DATA BLOCK:

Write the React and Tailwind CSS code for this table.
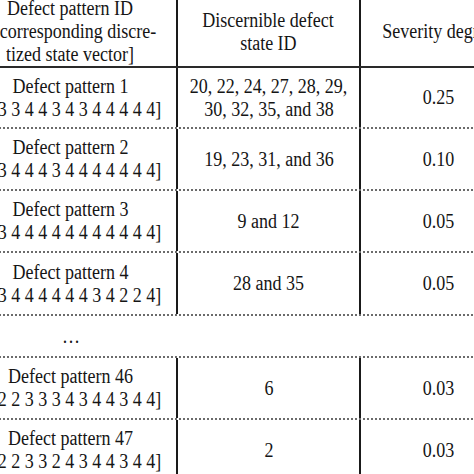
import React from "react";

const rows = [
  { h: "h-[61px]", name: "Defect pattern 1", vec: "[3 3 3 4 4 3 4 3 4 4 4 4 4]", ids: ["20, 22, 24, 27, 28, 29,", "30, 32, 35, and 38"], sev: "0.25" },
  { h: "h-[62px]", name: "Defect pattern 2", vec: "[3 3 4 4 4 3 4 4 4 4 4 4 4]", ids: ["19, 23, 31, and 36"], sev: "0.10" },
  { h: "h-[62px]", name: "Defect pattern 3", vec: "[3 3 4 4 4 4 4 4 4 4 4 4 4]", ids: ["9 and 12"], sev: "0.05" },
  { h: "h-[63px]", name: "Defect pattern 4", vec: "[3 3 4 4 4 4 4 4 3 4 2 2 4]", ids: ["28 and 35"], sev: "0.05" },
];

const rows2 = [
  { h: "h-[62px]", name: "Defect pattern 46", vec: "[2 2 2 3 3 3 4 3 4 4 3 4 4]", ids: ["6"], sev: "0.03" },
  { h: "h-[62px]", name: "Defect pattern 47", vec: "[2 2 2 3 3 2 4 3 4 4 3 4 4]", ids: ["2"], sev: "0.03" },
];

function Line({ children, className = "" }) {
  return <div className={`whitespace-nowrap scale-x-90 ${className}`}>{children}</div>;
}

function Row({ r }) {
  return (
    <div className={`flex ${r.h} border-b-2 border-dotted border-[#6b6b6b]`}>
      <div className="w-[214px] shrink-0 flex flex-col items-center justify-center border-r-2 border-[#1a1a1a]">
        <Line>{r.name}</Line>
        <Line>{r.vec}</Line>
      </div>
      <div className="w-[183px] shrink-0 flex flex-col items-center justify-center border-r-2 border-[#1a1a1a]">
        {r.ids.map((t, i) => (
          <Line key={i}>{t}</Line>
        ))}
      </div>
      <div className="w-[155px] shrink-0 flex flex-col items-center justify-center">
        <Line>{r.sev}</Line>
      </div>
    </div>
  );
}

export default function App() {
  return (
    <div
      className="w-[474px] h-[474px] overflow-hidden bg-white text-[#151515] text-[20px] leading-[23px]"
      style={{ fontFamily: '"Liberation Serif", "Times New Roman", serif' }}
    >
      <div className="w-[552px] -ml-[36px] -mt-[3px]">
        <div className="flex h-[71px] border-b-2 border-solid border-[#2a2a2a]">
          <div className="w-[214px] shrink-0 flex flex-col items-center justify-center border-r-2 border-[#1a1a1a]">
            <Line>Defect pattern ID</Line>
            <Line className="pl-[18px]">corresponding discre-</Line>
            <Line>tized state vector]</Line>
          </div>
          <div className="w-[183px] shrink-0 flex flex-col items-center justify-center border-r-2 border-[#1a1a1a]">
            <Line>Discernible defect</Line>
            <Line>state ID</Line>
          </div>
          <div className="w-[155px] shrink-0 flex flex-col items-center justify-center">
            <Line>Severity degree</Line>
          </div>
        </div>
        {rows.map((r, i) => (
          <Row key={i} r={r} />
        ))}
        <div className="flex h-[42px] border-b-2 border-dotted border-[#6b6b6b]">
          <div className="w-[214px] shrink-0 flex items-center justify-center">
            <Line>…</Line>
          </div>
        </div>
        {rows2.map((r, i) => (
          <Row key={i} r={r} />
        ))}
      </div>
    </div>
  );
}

SET EXERCISE: Look at the listing and set down only the lines from its start through the line with "import React from", word for word and without pictures.

ANSWER TO THIS PROBLEM:
Write the React and Tailwind CSS code for this table.
import React from "react";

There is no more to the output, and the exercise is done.